SHORT PROBLEM |
Take every line from the listing below that includes "this" and copy it.

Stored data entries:
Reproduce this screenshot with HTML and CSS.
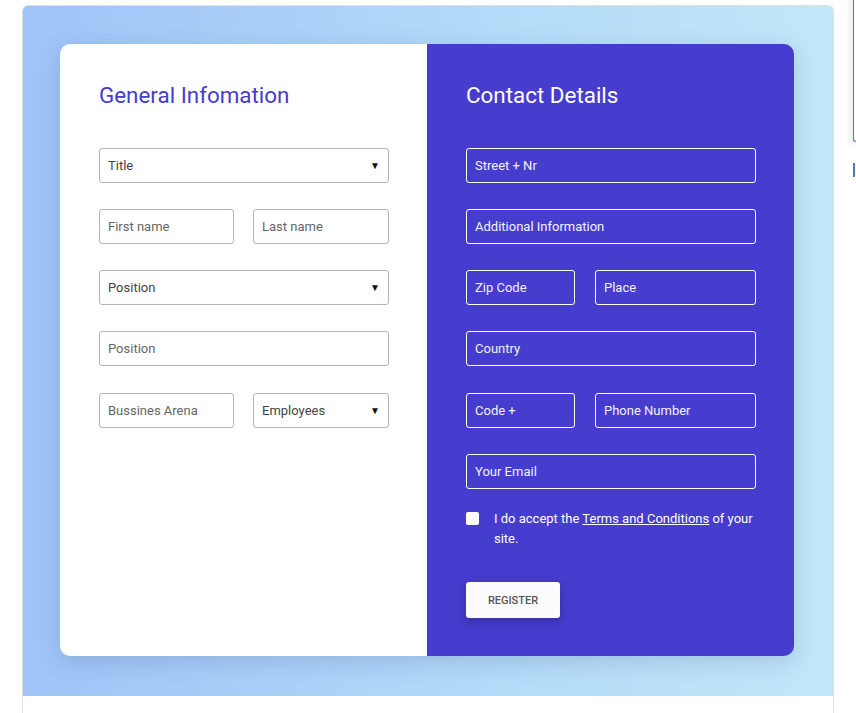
FILE: index.html
```html
<!DOCTYPE html>
<html>
<head>
<meta charset="utf-8">
<link rel="stylesheet" href="styles.css">
</head>
<body>
<div class="page">
  <div class="hero">
    <div class="card">
      <div class="panel panel-left">
        <h2 class="title title-left">General Infomation</h2>
        <div class="rows">
          <div class="field select"><span>Title</span><span class="arrow">&#9660;</span></div>
          <div class="row2 eq">
            <input class="field" placeholder="First name">
            <input class="field" placeholder="Last name">
          </div>
          <div class="field select"><span>Position</span><span class="arrow">&#9660;</span></div>
          <input class="field" placeholder="Position">
          <div class="row2 eq">
            <input class="field" placeholder="Bussines Arena">
            <div class="field select"><span>Employees</span><span class="arrow">&#9660;</span></div>
          </div>
        </div>
      </div>
      <div class="panel panel-right">
        <h2 class="title title-right">Contact Details</h2>
        <div class="rows">
          <input class="field dark" placeholder="Street + Nr">
          <input class="field dark" placeholder="Additional Information">
          <div class="row2 uneq">
            <input class="field dark" placeholder="Zip Code">
            <input class="field dark" placeholder="Place">
          </div>
          <input class="field dark" placeholder="Country">
          <div class="row2 uneq">
            <input class="field dark" placeholder="Code +">
            <input class="field dark" placeholder="Phone Number">
          </div>
          <input class="field dark" placeholder="Your Email">
        </div>
        <label class="terms">
          <span class="box"></span>
          <span class="terms-text">I do accept the <a href="#">Terms and Conditions</a> of your site.</span>
        </label>
        <button class="register">REGISTER</button>
      </div>
    </div>
  </div>
  <div class="below"></div>
</div>
<div class="edge-box"></div>
<div class="edge-mark"></div>
</body>
</html>
```
FILE: styles.css
```css
* { box-sizing: border-box; }
html, body { margin: 0; padding: 0; background: #fff; }
body {
  font-family: Roboto, "Liberation Sans", sans-serif;
  padding: 5px 0 0 22px;
  overflow: hidden;
  height: 713px;
}
.page {
  width: 812px;
  border: 1px solid #e0e0e0;
  border-bottom: none;
  border-radius: 6px 6px 0 0;
  overflow: hidden;
}
.hero {
  background: linear-gradient(to right, #a0c3f7 0%, #b4dbf8 60%, #c2e7f8 100%);
  padding: 38px 39px 40px 37px;
}
.below { height: 30px; background: #fff; }
.card {
  display: flex;
  height: 612px;
  border-radius: 10px;
  overflow: hidden;
  box-shadow: 0 6px 22px rgba(40, 60, 120, 0.18);
}
.panel {
  width: 367px;
  padding: 38px 38px 0 39px;
}
.panel-left { background: #fff; }
.panel-right { background: #463ccd; }
.title {
  margin: 0 0 40px;
  font-size: 22.4px;
  font-weight: 400;
  line-height: 26px;
  height: 26px;
}
.title-left { color: #463ccd; }
.title-right { color: #fff; }
.rows {
  display: flex;
  flex-direction: column;
  gap: 26px;
}
.rows > :nth-child(4) { margin-bottom: 1px; }
.row2 { display: grid; gap: 19px; }
.row2.eq { grid-template-columns: 135px 136px; }
.row2.uneq { grid-template-columns: 109px 161px; gap: 20px; }
.field {
  display: block;
  width: 100%;
  height: 35px;
  border: 1px solid #b5b5b5;
  border-radius: 3px;
  padding: 0 8px;
  font-family: Roboto, "Liberation Sans", sans-serif;
  font-size: 13px;
  color: #555;
  background: #fff;
  outline: none;
}
.field::placeholder { color: #666; }
.select {
  display: flex;
  align-items: center;
  justify-content: space-between;
  color: #444;
}
.arrow { font-size: 10px; color: #111; margin-right: 0; }
.field.dark {
  background: transparent;
  border: 1px solid #fff;
  border-radius: 3px;
  color: #fff;
}
.field.dark::placeholder { color: #f2f2ff; }
.terms {
  display: flex;
  align-items: flex-start;
  margin-top: 20px;
  gap: 15px;
  color: #fff;
  font-size: 13px;
  line-height: 20px;
}
.box {
  flex: none;
  width: 13px;
  height: 13px;
  margin-top: 3px;
  background: #fff;
  border-radius: 2px;
}
.terms-text a { color: #fff; text-decoration: underline; }
.register {
  display: block;
  margin-top: 33px;
  width: 94px;
  height: 36px;
  border: none;
  border-radius: 3px;
  background: #fbfbfd;
  color: #555;
  font-family: Roboto, "Liberation Sans", sans-serif;
  font-size: 11px;
  font-weight: 500;
  box-shadow: 0 3px 10px rgba(0, 0, 0, 0.25);
}
.edge-box {
  position: absolute;
  left: 853px;
  top: -4px;
  width: 20px;
  height: 146px;
  border-left: 1px solid #4a78c8;
  border-bottom: 1px solid #4a78c8;
  border-bottom-left-radius: 3px;
  background: #fff;
  box-shadow: -3px 2px 6px rgba(0,0,0,0.08);
}
.edge-mark {
  position: absolute;
  left: 853px;
  top: 163px;
  width: 2px;
  height: 14px;
  background: #4a78c8;
}
```
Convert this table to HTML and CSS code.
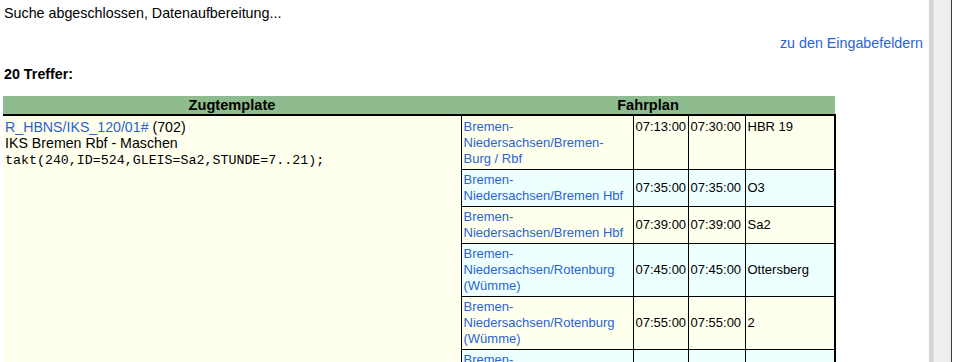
FILE: index.html
```html
<!DOCTYPE html>
<html>
<head>
<meta charset="utf-8">
<link rel="stylesheet" href="styles.css">
</head>
<body>
<div class="frame">
  <main class="content">
    <div class="status">Suche abgeschlossen, Datenaufbereitung...</div>
    <div class="backlink"><a href="#">zu den Eingabefeldern</a></div>
    <div class="hits">20 Treffer:</div>
    <table class="result">
      <colgroup>
        <col class="c-tpl"><col class="c-stn"><col class="c-t1"><col class="c-t2"><col class="c-gl">
      </colgroup>
      <thead>
        <tr><th class="h-tpl">Zugtemplate</th><th class="h-fp" colspan="4">Fahrplan</th></tr>
      </thead>
      <tbody>
        <tr class="r-y r-first">
          <td class="tpl" rowspan="7">
            <a href="#">R_HBNS/IKS_120/01#</a> (702)<br>
            IKS Bremen Rbf - Maschen<br>
            <code>takt(240,ID=524,GLEIS=Sa2,STUNDE=7..21);</code>
          </td>
          <td class="stn"><a href="#">Bremen-<br>Niedersachsen/Bremen-<br>Burg / Rbf</a></td>
          <td>07:13:00</td><td>07:30:00</td><td class="gl">HBR 19</td>
        </tr>
        <tr class="r-c">
          <td class="stn"><a href="#">Bremen-<br>Niedersachsen/Bremen Hbf</a></td>
          <td>07:35:00</td><td>07:35:00</td><td class="gl">O3</td>
        </tr>
        <tr class="r-y">
          <td class="stn"><a href="#">Bremen-<br>Niedersachsen/Bremen Hbf</a></td>
          <td>07:39:00</td><td>07:39:00</td><td class="gl">Sa2</td>
        </tr>
        <tr class="r-c">
          <td class="stn"><a href="#">Bremen-<br>Niedersachsen/Rotenburg<br>(Wümme)</a></td>
          <td>07:45:00</td><td>07:45:00</td><td class="gl">Ottersberg</td>
        </tr>
        <tr class="r-y">
          <td class="stn"><a href="#">Bremen-<br>Niedersachsen/Rotenburg<br>(Wümme)</a></td>
          <td>07:55:00</td><td>07:55:00</td><td class="gl">2</td>
        </tr>
        <tr class="r-c">
          <td class="stn"><a href="#">Bremen-<br>Niedersachsen/Scheeßel</a></td>
          <td>08:02:00</td><td>08:02:00</td><td class="gl">1</td>
        </tr>
        <tr class="r-y">
          <td class="stn"><a href="#">Bremen-<br>Niedersachsen/Tostedt</a></td>
          <td>08:14:00</td><td>08:14:00</td><td class="gl">2</td>
        </tr>
      </tbody>
    </table>
  </main>
  <div class="sidebar">
    <div class="sb-shade"></div>
    <div class="sb-hl"></div>
    <div class="sb-track"></div>
    <div class="sb-edge"></div>
    <div class="sb-rest"></div>
  </div>
</div>
</body>
</html>
```
FILE: styles.css
```css
html, body {
  margin: 0;
  padding: 0;
  height: 100%;
  overflow: hidden;
  background: #fff;
}
body {
  font-family: "Liberation Sans", Arial, sans-serif;
  font-size: 13px;
  line-height: 16px;
  color: #000;
}
a {
  color: #2a63d4;
  text-decoration: none;
}
.frame {
  display: flex;
  height: 362px;
}
.content {
  width: 929px;
  flex: none;
  padding: 5px 6px 0 3px;
  box-sizing: border-box;
  display: flex;
  flex-direction: column;
}
.status {
  height: 16px;
  font-size: 14.3px;
  padding-left: 1px;
}
.backlink {
  margin-top: 14px;
  text-align: right;
  height: 16px;
  font-size: 14.3px;
}
.hits {
  margin-top: 15px;
  font-weight: bold;
  height: 16px;
  font-size: 14.3px;
  padding-left: 1px;
}
.result {
  margin-top: 14px;
  border-collapse: collapse;
  table-layout: fixed;
  width: 832px;
}
.c-tpl { width: 458px; }
.c-stn { width: 172px; }
.c-t1 { width: 55px; }
.c-t2 { width: 57px; }
.c-gl { width: 90px; }
.result th {
  background: #8fbc8f;
  font-weight: bold;
  font-size: 14.6px;
  padding: 1px 2px;
  text-align: center;
  border: none;
  border-bottom: 2px solid #000;
  height: 16px;
}
.result td {
  border: 1px solid #000;
  padding: 2px;
  vertical-align: middle;
  white-space: nowrap;
}
.result td.tpl {
  border-left: none;
  border-bottom: none;
  background: #ffffee;
  vertical-align: top;
  padding: 3px 2px 2px 2px;
  font-size: 14.2px;
}
.result td.gl {
  border-right: 2px solid #000;
}
.r-y td { background: #ffffee; }
.r-c td { background: #eeffff; }
.r-first td { vertical-align: top; padding-top: 3px; }
code {
  font-family: "Liberation Mono", "Courier New", monospace;
  font-size: 13.3px;
}
.sidebar {
  flex: 1;
  display: flex;
}
.sb-shade {
  width: 5px;
  background: linear-gradient(to right, #d2d2d2, #dadada);
}
.sb-hl {
  width: 1px;
  background: #f8f8f8;
}
.sb-track {
  width: 16px;
  background: #eeeeee;
}
.sb-edge {
  width: 1px;
  background: #2c3e4c;
}
.sb-rest {
  flex: 1;
  background: #fff;
}
```
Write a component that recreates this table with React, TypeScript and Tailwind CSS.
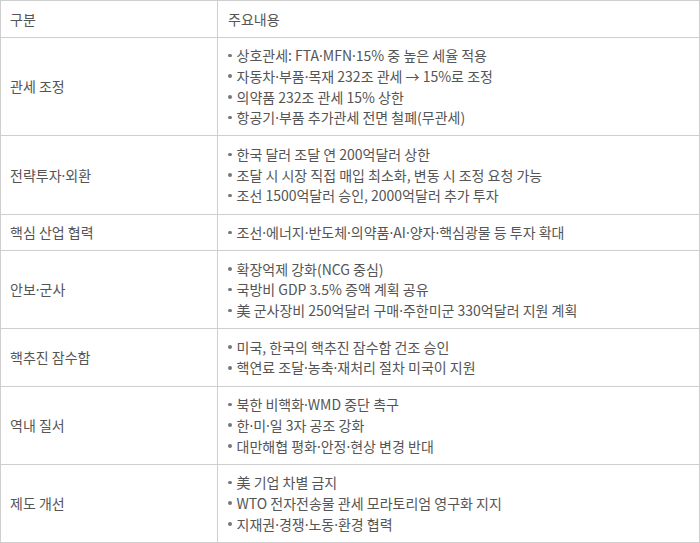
const rows: { label: string; items: string[] }[] = [
  {
    label: "관세 조정",
    items: [
      "상호관세: FTA·MFN·15% 중 높은 세율 적용",
      "자동차·부품·목재 232조 관세 → 15%로 조정",
      "의약품 232조 관세 15% 상한",
      "항공기·부품 추가관세 전면 철폐(무관세)",
    ],
  },
  {
    label: "전략투자·외환",
    items: [
      "한국 달러 조달 연 200억달러 상한",
      "조달 시 시장 직접 매입 최소화, 변동 시 조정 요청 가능",
      "조선 1500억달러 승인, 2000억달러 추가 투자",
    ],
  },
  {
    label: "핵심 산업 협력",
    items: ["조선·에너지·반도체·의약품·AI·양자·핵심광물 등 투자 확대"],
  },
  {
    label: "안보·군사",
    items: [
      "확장억제 강화(NCG 중심)",
      "국방비 GDP 3.5% 증액 계획 공유",
      "美 군사장비 250억달러 구매·주한미군 330억달러 지원 계획",
    ],
  },
  {
    label: "핵추진 잠수함",
    items: ["미국, 한국의 핵추진 잠수함 건조 승인", "핵연료 조달·농축·재처리 절차 미국이 지원"],
  },
  {
    label: "역내 질서",
    items: ["북한 비핵화·WMD 중단 촉구", "한·미·일 3자 공조 강화", "대만해협 평화·안정·현상 변경 반대"],
  },
  {
    label: "제도 개선",
    items: ["美 기업 차별 금지", "WTO 전자전송물 관세 모라토리엄 영구화 지지", "지재권·경쟁·노동·환경 협력"],
  },
];

// the CJK font draws "·" full width; the reference has a narrow dot
function Dotted({ text }: { text: string }) {
  const parts = text.split("·");
  return (
    <>
      {parts.map((p, i) => (
        <span key={i}>
          {i > 0 && <span className="font-['Noto_Sans'] leading-[0]">·</span>}
          {p}
        </span>
      ))}
    </>
  );
}

export default function App() {
  return (
    <div className="w-[700px] bg-white font-['Noto_Sans_CJK_KR','Noto_Sans',sans-serif] text-[14px] leading-[20.7px] text-[#555]">
      <table className="w-full border-collapse">
        <thead>
          <tr>
            <th className="w-[217px] border border-[#cfcfcf] py-[7.5px] pl-[9px] text-left font-normal">구분</th>
            <th className="border border-[#cfcfcf] py-[7.5px] pl-[10px] text-left font-normal">주요내용</th>
          </tr>
        </thead>
        <tbody>
          {rows.map((r) => (
            <tr key={r.label}>
              <td className="border border-[#cfcfcf] py-[7.5px] pl-[9px] align-middle">
                <div className="h-[20.7px] whitespace-nowrap">
                  <Dotted text={r.label} />
                </div>
              </td>
              <td className="border border-[#cfcfcf] py-[7.5px] pl-[10px]">
                {r.items.map((it) => (
                  <div key={it} className="flex h-[20.7px] items-center whitespace-nowrap">
                    <span className="mr-[5px] size-[3.5px] shrink-0 rounded-full bg-[#777]" />
                    <span>
                      <Dotted text={it} />
                    </span>
                  </div>
                ))}
              </td>
            </tr>
          ))}
        </tbody>
      </table>
    </div>
  );
}
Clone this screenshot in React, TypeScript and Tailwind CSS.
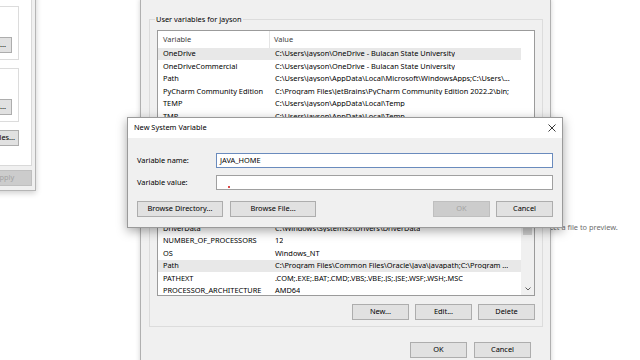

FINISHED EXERCISE |
Reproduce this screenshot with HTML and CSS.
Convert this table to HTML and CSS code.
Write a component that recreates this table with React, TypeScript and Tailwind CSS.
Clone this screenshot in React, TypeScript and Tailwind CSS.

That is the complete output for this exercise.